#### RECORDED DATA
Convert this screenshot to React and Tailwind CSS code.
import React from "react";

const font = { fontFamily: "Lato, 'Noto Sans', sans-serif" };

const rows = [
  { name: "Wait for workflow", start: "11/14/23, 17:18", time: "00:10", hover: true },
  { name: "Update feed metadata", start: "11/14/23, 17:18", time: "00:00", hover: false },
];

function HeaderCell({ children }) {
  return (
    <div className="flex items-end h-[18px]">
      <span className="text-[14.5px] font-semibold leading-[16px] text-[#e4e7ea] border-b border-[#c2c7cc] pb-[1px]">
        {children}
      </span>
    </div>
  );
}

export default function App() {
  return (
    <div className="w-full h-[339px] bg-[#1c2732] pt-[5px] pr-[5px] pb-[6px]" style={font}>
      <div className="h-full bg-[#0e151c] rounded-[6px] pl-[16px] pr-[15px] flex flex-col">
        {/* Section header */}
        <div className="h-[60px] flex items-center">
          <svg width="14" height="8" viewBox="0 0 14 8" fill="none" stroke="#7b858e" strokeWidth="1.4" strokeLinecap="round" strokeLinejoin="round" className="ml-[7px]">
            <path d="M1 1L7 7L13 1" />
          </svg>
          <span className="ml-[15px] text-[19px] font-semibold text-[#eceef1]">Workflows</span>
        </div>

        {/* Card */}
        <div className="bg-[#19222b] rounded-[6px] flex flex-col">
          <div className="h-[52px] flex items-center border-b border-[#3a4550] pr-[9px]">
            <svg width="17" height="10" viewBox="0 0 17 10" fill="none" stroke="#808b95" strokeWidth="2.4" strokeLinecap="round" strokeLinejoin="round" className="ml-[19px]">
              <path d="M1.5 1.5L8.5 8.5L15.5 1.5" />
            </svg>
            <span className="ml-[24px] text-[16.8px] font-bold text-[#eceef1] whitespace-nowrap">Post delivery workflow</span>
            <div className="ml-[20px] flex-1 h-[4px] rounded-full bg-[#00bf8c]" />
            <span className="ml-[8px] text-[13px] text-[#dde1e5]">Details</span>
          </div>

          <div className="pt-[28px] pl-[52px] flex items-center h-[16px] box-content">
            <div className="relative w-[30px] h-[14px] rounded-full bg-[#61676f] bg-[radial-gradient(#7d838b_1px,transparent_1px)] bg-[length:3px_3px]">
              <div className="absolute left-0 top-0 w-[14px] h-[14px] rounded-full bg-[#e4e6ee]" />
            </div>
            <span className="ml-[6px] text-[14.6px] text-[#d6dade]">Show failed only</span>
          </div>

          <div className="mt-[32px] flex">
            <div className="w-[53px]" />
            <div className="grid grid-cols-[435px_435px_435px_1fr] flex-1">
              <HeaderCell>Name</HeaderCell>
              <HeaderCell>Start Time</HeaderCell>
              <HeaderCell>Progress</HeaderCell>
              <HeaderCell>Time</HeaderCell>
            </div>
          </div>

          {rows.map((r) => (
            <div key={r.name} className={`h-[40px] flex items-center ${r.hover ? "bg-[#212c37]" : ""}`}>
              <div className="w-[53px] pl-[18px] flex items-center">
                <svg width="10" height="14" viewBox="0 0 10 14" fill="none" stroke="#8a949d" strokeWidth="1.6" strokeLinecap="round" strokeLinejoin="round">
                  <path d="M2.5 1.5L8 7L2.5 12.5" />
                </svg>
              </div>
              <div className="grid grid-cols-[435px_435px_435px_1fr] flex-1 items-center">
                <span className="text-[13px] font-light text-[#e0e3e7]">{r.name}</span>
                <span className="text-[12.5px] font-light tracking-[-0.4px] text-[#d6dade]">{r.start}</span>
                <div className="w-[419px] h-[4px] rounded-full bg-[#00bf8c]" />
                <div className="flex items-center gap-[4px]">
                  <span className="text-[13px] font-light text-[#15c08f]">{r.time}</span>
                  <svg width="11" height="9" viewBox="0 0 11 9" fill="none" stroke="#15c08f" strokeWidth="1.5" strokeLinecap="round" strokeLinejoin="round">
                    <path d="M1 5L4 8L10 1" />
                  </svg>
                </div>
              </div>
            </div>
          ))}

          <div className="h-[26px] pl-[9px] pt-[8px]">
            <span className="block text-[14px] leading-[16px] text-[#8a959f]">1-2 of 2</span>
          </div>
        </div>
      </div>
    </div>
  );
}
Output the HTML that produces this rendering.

#### PROBLEM STATEMENT
Look through the listing above. Pick out each line with "React" and copy it.

#### RESULT FOR THIS TASK
Convert this screenshot to React and Tailwind CSS code.
import React from "react";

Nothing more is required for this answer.